O primogênito Rodrigo foi o primeiro a dividir com o pai o dia a dia no trabalho. Com larga experiência no mercado financeiro em São Paulo e com uma passagem de sucesso na Goiás Carnes – liderada pelo avô, Otávio Lage -, Rodrigo chega para trabalhar na Jalles Machado na época que Ricardo era o diretor-presidente.

No início os dois entraram em rota de colisão por terem ideias diferentes em relação à forma de conduzir os negócios e na política salarial. Rodrigo havia saída de uma escola diferente: os ganhos pessoais como comissão por produtividade eram valorizados. Era até um estímulo para avançar mais como profissional. Na Jalles Machado – empresa controlada pela família -, a política era diferente: receberia salário e lutaria para fazer a empresa crescer, ficar mais forte no mercado. Ricardo teve muita dificuldade para convencer Rodrigo sobre a cultura da empresa. Havia ali também um choque de gerações.

Apesar das divergências iniciais, tudo era tratado em um clima de respeito. Tanto no nível de pai e filho como no nível de líder e liderado. Com o passar do tempo, Rodrigo conseguiu emplacar algumas ideias que trouxe do mercado financeiro e conseguiu assimilar outras do agronegócio. Ricardo cedeu onde podia. Rodrigo cedeu onde conseguia. E o chão profissional dos dois começou a ser mais fértil.

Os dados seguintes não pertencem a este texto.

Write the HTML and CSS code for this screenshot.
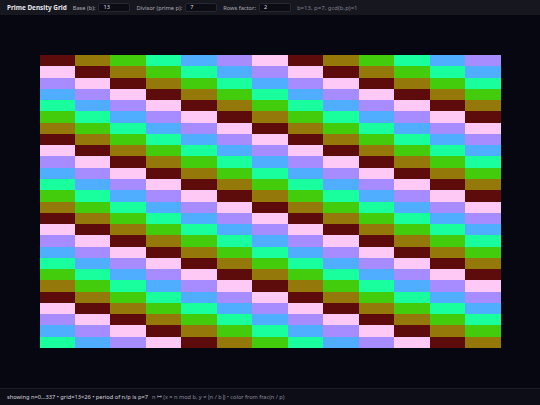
FILE: index.html
```html
<!DOCTYPE html>
<html>
<head>
<meta charset="utf-8">
<link rel="stylesheet" href="styles.css">
</head>
<body>
<div class="app">
  <header class="bar">
    <span class="title">Prime Density Grid</span>
    <label class="field">Base (b): <span class="input">13</span></label>
    <label class="field">Divisor (prime p): <span class="input">7</span></label>
    <label class="field">Rows factor: <span class="input">2</span></label>
    <span class="info">b=13, p=7, gcd(b,p)=1</span>
  </header>
  <main class="stage">
    <div class="grid">
      <i class="k0"></i><i class="k1"></i><i class="k2"></i><i class="k3"></i><i class="k4"></i><i class="k5"></i><i class="k6"></i><i class="k0"></i><i class="k1"></i><i class="k2"></i><i class="k3"></i><i class="k4"></i><i class="k5"></i>
      <i class="k6"></i><i class="k0"></i><i class="k1"></i><i class="k2"></i><i class="k3"></i><i class="k4"></i><i class="k5"></i><i class="k6"></i><i class="k0"></i><i class="k1"></i><i class="k2"></i><i class="k3"></i><i class="k4"></i>
      <i class="k5"></i><i class="k6"></i><i class="k0"></i><i class="k1"></i><i class="k2"></i><i class="k3"></i><i class="k4"></i><i class="k5"></i><i class="k6"></i><i class="k0"></i><i class="k1"></i><i class="k2"></i><i class="k3"></i>
      <i class="k4"></i><i class="k5"></i><i class="k6"></i><i class="k0"></i><i class="k1"></i><i class="k2"></i><i class="k3"></i><i class="k4"></i><i class="k5"></i><i class="k6"></i><i class="k0"></i><i class="k1"></i><i class="k2"></i>
      <i class="k3"></i><i class="k4"></i><i class="k5"></i><i class="k6"></i><i class="k0"></i><i class="k1"></i><i class="k2"></i><i class="k3"></i><i class="k4"></i><i class="k5"></i><i class="k6"></i><i class="k0"></i><i class="k1"></i>
      <i class="k2"></i><i class="k3"></i><i class="k4"></i><i class="k5"></i><i class="k6"></i><i class="k0"></i><i class="k1"></i><i class="k2"></i><i class="k3"></i><i class="k4"></i><i class="k5"></i><i class="k6"></i><i class="k0"></i>
      <i class="k1"></i><i class="k2"></i><i class="k3"></i><i class="k4"></i><i class="k5"></i><i class="k6"></i><i class="k0"></i><i class="k1"></i><i class="k2"></i><i class="k3"></i><i class="k4"></i><i class="k5"></i><i class="k6"></i>
      <i class="k0"></i><i class="k1"></i><i class="k2"></i><i class="k3"></i><i class="k4"></i><i class="k5"></i><i class="k6"></i><i class="k0"></i><i class="k1"></i><i class="k2"></i><i class="k3"></i><i class="k4"></i><i class="k5"></i>
      <i class="k6"></i><i class="k0"></i><i class="k1"></i><i class="k2"></i><i class="k3"></i><i class="k4"></i><i class="k5"></i><i class="k6"></i><i class="k0"></i><i class="k1"></i><i class="k2"></i><i class="k3"></i><i class="k4"></i>
      <i class="k5"></i><i class="k6"></i><i class="k0"></i><i class="k1"></i><i class="k2"></i><i class="k3"></i><i class="k4"></i><i class="k5"></i><i class="k6"></i><i class="k0"></i><i class="k1"></i><i class="k2"></i><i class="k3"></i>
      <i class="k4"></i><i class="k5"></i><i class="k6"></i><i class="k0"></i><i class="k1"></i><i class="k2"></i><i class="k3"></i><i class="k4"></i><i class="k5"></i><i class="k6"></i><i class="k0"></i><i class="k1"></i><i class="k2"></i>
      <i class="k3"></i><i class="k4"></i><i class="k5"></i><i class="k6"></i><i class="k0"></i><i class="k1"></i><i class="k2"></i><i class="k3"></i><i class="k4"></i><i class="k5"></i><i class="k6"></i><i class="k0"></i><i class="k1"></i>
      <i class="k2"></i><i class="k3"></i><i class="k4"></i><i class="k5"></i><i class="k6"></i><i class="k0"></i><i class="k1"></i><i class="k2"></i><i class="k3"></i><i class="k4"></i><i class="k5"></i><i class="k6"></i><i class="k0"></i>
      <i class="k1"></i><i class="k2"></i><i class="k3"></i><i class="k4"></i><i class="k5"></i><i class="k6"></i><i class="k0"></i><i class="k1"></i><i class="k2"></i><i class="k3"></i><i class="k4"></i><i class="k5"></i><i class="k6"></i>
      <i class="k0"></i><i class="k1"></i><i class="k2"></i><i class="k3"></i><i class="k4"></i><i class="k5"></i><i class="k6"></i><i class="k0"></i><i class="k1"></i><i class="k2"></i><i class="k3"></i><i class="k4"></i><i class="k5"></i>
      <i class="k6"></i><i class="k0"></i><i class="k1"></i><i class="k2"></i><i class="k3"></i><i class="k4"></i><i class="k5"></i><i class="k6"></i><i class="k0"></i><i class="k1"></i><i class="k2"></i><i class="k3"></i><i class="k4"></i>
      <i class="k5"></i><i class="k6"></i><i class="k0"></i><i class="k1"></i><i class="k2"></i><i class="k3"></i><i class="k4"></i><i class="k5"></i><i class="k6"></i><i class="k0"></i><i class="k1"></i><i class="k2"></i><i class="k3"></i>
      <i class="k4"></i><i class="k5"></i><i class="k6"></i><i class="k0"></i><i class="k1"></i><i class="k2"></i><i class="k3"></i><i class="k4"></i><i class="k5"></i><i class="k6"></i><i class="k0"></i><i class="k1"></i><i class="k2"></i>
      <i class="k3"></i><i class="k4"></i><i class="k5"></i><i class="k6"></i><i class="k0"></i><i class="k1"></i><i class="k2"></i><i class="k3"></i><i class="k4"></i><i class="k5"></i><i class="k6"></i><i class="k0"></i><i class="k1"></i>
      <i class="k2"></i><i class="k3"></i><i class="k4"></i><i class="k5"></i><i class="k6"></i><i class="k0"></i><i class="k1"></i><i class="k2"></i><i class="k3"></i><i class="k4"></i><i class="k5"></i><i class="k6"></i><i class="k0"></i>
      <i class="k1"></i><i class="k2"></i><i class="k3"></i><i class="k4"></i><i class="k5"></i><i class="k6"></i><i class="k0"></i><i class="k1"></i><i class="k2"></i><i class="k3"></i><i class="k4"></i><i class="k5"></i><i class="k6"></i>
      <i class="k0"></i><i class="k1"></i><i class="k2"></i><i class="k3"></i><i class="k4"></i><i class="k5"></i><i class="k6"></i><i class="k0"></i><i class="k1"></i><i class="k2"></i><i class="k3"></i><i class="k4"></i><i class="k5"></i>
      <i class="k6"></i><i class="k0"></i><i class="k1"></i><i class="k2"></i><i class="k3"></i><i class="k4"></i><i class="k5"></i><i class="k6"></i><i class="k0"></i><i class="k1"></i><i class="k2"></i><i class="k3"></i><i class="k4"></i>
      <i class="k5"></i><i class="k6"></i><i class="k0"></i><i class="k1"></i><i class="k2"></i><i class="k3"></i><i class="k4"></i><i class="k5"></i><i class="k6"></i><i class="k0"></i><i class="k1"></i><i class="k2"></i><i class="k3"></i>
      <i class="k4"></i><i class="k5"></i><i class="k6"></i><i class="k0"></i><i class="k1"></i><i class="k2"></i><i class="k3"></i><i class="k4"></i><i class="k5"></i><i class="k6"></i><i class="k0"></i><i class="k1"></i><i class="k2"></i>
      <i class="k3"></i><i class="k4"></i><i class="k5"></i><i class="k6"></i><i class="k0"></i><i class="k1"></i><i class="k2"></i><i class="k3"></i><i class="k4"></i><i class="k5"></i><i class="k6"></i><i class="k0"></i><i class="k1"></i>
    </div>
  </main>
  <footer class="foot">
    <span class="stat">showing n=0…337 • grid=13×26 • period of n/p is p=7</span>
    <span class="formula">n ↦ (x = n mod b, y = ⌊n / b⌋) • color from frac(n / p)</span>
  </footer>
</div>
</body>
</html>
```
FILE: styles.css
```css
* { box-sizing: border-box; }
html, body { margin: 0; padding: 0; }
body {
  width: 540px;
  height: 405px;
  background: #070711;
  font-family: "Noto Sans", "Open Sans", sans-serif;
  overflow: hidden;
}
.app {
  display: flex;
  flex-direction: column;
  height: 405px;
}
.bar {
  height: 15px;
  flex: none;
  background: #17171f;
  display: flex;
  align-items: center;
  padding-left: 7px;
  gap: 6px;
  font-size: 5.7px;
  color: #a9a9b8;
}
.title {
  font-weight: 700;
  font-size: 6.4px;
  color: #e6e6ee;
}
.field {
  display: flex;
  align-items: center;
  gap: 1.5px;
  white-space: pre;
}
.input {
  display: block;
  width: 32px;
  height: 9px;
  line-height: 7px;
  padding-left: 4px;
  background: #0c0c15;
  border: 1px solid #272733;
  border-radius: 2px;
  color: #d6d6e0;
  font-size: 5.6px;
}
.info {
  font-size: 6px;
  color: #7f7f90;
}
.stage {
  flex: 1;
  display: flex;
  align-items: center;
  justify-content: center;
  background: #070711;
}
.grid {
  width: 461px;
  height: 293px;
  display: grid;
  grid-template-columns: repeat(13, 1fr);
  grid-template-rows: repeat(26, 1fr);
}
.grid i { display: block; }
.k0 { background: #5e0b0b; }
.k1 { background: #95780a; }
.k2 { background: #42cc0c; }
.k3 { background: #1aff9e; }
.k4 { background: #4faeff; }
.k5 { background: #a68cff; }
.k6 { background: #ffc9f6; }
.foot {
  height: 17px;
  flex: none;
  background: #0d0d17;
  border-top: 1px solid #1c1c28;
  display: flex;
  align-items: center;
  padding-left: 7px;
  gap: 4px;
  font-size: 5.7px;
  color: #d2d2dc;
}
.formula {
  font-size: 5.6px;
  color: #8a8a9a;
}
```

Ricardo exigia mais dos filhos do que dos outros funcionários. Não cruzava, no entanto, a fronteira que separa a justiça da injustiça. Às vezes essa fronteira não ficava muito nítida, mas Ricardo não a ultrapassava. Questionado por pessoas próximas sobre a forma mais dura que tratava Rodrigo no trabalho, costuma dizer: “já viu o pé da galinha matar os pintinhos?”. Era um provérbio que seu pai, Otávio Lage costumava pronunciar. Ricardo já esteve na pele de Rodrigo ao seu tempo e entendeu que a exigência serviu como escola para ele.

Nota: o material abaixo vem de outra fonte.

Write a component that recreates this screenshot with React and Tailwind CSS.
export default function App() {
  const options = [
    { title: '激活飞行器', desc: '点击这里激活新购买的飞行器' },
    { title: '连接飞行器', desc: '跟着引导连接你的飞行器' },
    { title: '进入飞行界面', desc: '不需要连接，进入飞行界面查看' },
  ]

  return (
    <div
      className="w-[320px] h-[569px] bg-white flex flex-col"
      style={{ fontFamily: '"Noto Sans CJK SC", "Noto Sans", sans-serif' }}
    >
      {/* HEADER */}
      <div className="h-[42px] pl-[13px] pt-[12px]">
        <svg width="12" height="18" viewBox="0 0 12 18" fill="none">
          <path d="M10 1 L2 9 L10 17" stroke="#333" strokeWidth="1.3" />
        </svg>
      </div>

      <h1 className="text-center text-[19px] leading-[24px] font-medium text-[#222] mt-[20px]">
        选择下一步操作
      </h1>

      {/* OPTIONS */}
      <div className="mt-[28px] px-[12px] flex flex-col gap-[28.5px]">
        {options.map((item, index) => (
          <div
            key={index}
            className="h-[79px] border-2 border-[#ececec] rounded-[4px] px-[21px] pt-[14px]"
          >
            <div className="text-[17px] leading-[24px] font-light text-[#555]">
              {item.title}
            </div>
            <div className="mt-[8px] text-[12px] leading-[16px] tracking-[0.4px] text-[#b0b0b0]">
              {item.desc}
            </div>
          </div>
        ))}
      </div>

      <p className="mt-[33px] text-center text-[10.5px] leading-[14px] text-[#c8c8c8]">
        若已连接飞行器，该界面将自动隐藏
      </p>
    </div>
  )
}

Henrique seguiu os passos do irmão. Também fez carreira no mercado financeiro em São Paulo. No Itaú conseguiu crescer e atingiu patamar promissor dentro da instituição. Ao deixar a vida na maior cidade do Brasil para começar carreira na Jalles Machado, ouviu do pai: “Você precisa trabalhar mais e ser melhor no que faz do que os funcionários que estão na sua mesma função que você. Não seja conhecido por ser filho e neto do dono, seja por ser bom no que faz”.

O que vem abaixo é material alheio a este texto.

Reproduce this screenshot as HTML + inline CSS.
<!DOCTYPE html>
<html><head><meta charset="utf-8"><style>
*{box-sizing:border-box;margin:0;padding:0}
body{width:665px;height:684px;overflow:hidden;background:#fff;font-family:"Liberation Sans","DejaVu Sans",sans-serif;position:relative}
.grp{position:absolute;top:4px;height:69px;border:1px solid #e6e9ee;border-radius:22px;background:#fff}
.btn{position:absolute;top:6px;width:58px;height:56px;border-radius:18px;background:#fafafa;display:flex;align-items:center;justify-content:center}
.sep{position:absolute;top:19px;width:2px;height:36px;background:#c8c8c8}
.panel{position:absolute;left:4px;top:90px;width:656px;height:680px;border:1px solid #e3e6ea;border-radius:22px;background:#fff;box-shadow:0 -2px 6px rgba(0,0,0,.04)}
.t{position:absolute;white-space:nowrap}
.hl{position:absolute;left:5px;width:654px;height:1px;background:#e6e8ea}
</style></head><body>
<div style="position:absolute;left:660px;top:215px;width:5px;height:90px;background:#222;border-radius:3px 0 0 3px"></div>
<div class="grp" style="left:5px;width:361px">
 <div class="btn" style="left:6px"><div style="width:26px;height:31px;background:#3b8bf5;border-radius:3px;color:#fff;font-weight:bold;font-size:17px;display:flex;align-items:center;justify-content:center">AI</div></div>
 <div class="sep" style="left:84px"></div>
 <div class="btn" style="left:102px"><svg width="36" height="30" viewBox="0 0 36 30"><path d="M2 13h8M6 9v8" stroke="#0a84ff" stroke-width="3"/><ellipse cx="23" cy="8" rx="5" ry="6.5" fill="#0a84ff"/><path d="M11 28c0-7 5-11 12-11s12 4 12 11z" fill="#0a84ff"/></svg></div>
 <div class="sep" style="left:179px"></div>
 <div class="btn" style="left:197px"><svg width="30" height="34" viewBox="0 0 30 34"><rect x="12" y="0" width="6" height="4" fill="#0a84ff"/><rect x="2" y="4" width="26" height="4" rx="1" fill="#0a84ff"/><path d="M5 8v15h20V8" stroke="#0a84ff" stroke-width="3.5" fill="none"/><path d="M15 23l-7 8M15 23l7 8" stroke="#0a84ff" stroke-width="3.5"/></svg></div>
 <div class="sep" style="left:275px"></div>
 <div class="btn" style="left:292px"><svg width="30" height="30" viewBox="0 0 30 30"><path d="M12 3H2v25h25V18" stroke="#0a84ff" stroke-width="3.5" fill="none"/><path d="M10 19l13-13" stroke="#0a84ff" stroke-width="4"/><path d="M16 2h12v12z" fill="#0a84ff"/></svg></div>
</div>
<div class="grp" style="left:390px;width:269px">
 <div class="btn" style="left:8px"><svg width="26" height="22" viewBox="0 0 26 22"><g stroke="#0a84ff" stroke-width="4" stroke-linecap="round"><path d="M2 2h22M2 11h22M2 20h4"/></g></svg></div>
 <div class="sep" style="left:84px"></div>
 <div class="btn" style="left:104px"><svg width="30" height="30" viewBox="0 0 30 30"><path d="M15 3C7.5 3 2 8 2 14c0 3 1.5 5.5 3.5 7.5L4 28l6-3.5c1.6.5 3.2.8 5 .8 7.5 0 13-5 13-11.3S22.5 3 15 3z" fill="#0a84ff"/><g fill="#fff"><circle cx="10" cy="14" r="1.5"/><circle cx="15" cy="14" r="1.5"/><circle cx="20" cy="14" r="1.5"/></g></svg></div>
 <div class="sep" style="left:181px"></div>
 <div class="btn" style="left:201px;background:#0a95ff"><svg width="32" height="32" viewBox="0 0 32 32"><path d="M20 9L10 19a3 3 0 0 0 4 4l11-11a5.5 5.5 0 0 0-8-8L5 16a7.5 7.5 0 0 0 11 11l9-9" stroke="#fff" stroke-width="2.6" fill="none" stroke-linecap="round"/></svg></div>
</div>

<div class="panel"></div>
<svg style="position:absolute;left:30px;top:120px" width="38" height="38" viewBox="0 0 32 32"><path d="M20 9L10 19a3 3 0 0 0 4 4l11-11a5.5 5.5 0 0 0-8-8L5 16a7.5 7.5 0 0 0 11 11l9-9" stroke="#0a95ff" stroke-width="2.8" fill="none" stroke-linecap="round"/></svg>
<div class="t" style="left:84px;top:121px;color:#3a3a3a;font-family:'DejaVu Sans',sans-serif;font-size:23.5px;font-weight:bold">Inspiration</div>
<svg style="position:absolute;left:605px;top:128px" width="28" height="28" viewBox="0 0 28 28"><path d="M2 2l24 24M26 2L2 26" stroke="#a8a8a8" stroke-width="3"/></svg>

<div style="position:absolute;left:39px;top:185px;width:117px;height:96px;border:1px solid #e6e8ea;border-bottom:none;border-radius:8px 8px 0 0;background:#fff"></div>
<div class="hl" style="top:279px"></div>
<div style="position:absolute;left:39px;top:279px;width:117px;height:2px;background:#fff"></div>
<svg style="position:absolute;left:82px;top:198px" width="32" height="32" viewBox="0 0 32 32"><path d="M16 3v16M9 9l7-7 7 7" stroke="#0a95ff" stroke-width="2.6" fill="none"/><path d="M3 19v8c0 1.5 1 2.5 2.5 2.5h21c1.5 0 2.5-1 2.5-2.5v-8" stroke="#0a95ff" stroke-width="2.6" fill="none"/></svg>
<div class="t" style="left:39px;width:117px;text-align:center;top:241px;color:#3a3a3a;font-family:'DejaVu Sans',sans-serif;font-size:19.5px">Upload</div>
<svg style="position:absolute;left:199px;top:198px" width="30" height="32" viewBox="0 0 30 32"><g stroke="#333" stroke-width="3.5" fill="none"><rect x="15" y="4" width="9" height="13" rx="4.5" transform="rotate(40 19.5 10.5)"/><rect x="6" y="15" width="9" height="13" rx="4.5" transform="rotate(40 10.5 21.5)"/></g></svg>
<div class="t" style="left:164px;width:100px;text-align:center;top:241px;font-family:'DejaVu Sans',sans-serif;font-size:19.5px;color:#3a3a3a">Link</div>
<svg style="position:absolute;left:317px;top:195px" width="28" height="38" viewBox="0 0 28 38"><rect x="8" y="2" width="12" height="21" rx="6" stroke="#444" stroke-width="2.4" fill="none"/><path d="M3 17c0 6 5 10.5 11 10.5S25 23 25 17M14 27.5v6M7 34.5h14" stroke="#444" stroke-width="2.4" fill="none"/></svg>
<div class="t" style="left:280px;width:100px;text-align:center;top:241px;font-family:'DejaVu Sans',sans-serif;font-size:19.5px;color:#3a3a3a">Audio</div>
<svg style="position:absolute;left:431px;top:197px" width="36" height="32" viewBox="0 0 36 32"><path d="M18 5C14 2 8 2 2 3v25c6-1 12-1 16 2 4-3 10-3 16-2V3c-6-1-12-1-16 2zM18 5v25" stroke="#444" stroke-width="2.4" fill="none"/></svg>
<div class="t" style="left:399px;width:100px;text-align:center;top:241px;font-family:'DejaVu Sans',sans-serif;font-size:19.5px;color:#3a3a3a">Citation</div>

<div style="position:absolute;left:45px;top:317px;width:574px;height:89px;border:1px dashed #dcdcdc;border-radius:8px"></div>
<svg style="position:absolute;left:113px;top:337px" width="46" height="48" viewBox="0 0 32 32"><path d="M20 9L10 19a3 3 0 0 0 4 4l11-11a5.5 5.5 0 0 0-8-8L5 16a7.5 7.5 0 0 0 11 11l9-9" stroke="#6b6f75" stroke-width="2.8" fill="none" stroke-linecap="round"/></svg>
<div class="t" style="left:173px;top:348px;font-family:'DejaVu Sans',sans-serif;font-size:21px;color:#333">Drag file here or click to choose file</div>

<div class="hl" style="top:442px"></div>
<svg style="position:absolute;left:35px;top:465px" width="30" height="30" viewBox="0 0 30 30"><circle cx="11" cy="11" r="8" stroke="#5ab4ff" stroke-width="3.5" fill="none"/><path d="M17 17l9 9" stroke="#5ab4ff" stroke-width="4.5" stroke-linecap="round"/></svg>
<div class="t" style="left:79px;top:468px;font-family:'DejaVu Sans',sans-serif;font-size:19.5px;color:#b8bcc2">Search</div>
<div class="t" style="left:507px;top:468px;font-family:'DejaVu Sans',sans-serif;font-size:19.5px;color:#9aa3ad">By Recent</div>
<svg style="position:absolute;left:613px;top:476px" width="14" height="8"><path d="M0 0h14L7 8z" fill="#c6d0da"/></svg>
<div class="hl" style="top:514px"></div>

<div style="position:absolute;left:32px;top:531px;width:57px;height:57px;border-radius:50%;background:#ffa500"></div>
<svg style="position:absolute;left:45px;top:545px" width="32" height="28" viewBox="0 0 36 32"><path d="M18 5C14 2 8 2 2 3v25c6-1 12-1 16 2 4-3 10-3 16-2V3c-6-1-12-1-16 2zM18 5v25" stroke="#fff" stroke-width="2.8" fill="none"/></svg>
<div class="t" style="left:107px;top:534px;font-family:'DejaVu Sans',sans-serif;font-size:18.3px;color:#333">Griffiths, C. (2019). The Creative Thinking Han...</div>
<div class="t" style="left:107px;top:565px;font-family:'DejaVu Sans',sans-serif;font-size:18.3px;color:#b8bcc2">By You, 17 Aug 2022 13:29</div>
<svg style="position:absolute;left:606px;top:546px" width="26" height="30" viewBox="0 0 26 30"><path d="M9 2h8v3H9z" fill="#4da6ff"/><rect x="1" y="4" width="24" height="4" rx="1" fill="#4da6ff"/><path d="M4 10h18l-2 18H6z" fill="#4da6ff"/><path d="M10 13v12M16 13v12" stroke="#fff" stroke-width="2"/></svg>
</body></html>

Foi um ensinamento que virou mandamento. Não só para Henrique, mas para todos os filhos. Passou a ser um capítulo da cartilha profissional da família. Um valor inegociável e acima de tudo, uma meta de vida para eles. Era uma ideia que embutia entusiasmo e senso de responsabilidade nos filhos.

Após não conseguir convencer Julia a atuar na psicologia coorporativa, empresarial, Ricardo teve sucesso ao convidá-la a fazer estágio no Grupo Otávio Lage, mais especificamente na Vera Cruz Agropecuária.

Feliz por ter a filha por perto, de passarem mais tempo juntos, Ricardo desfrutou bastante dessa experiência. Afeto à parte, fez questão de deixar claro que as regras da empresa valiam para todos, inclusive os filhos. Talvez principalmente os filhos.

Deu ordem ao Departamento de Recursos Humanos que descontasse no salário – já baixo – de Julia em casos de faltas ou atrasos. Não havia meio termo: se faltou, não recebe pelo dia faltado, se atrasou não recebe o dia de forma integral. Isso não era algo apenas com valor pedagógico, um jeito de transmitir uma lição. Era acima de tudo um valor da empresa, um valor de Ricardo. Não seria justo descontar o dia faltado por um funcionário e aliviar o mesmo dia faltado de outra funcionária pelo simples fato de ela ser filha do patrão.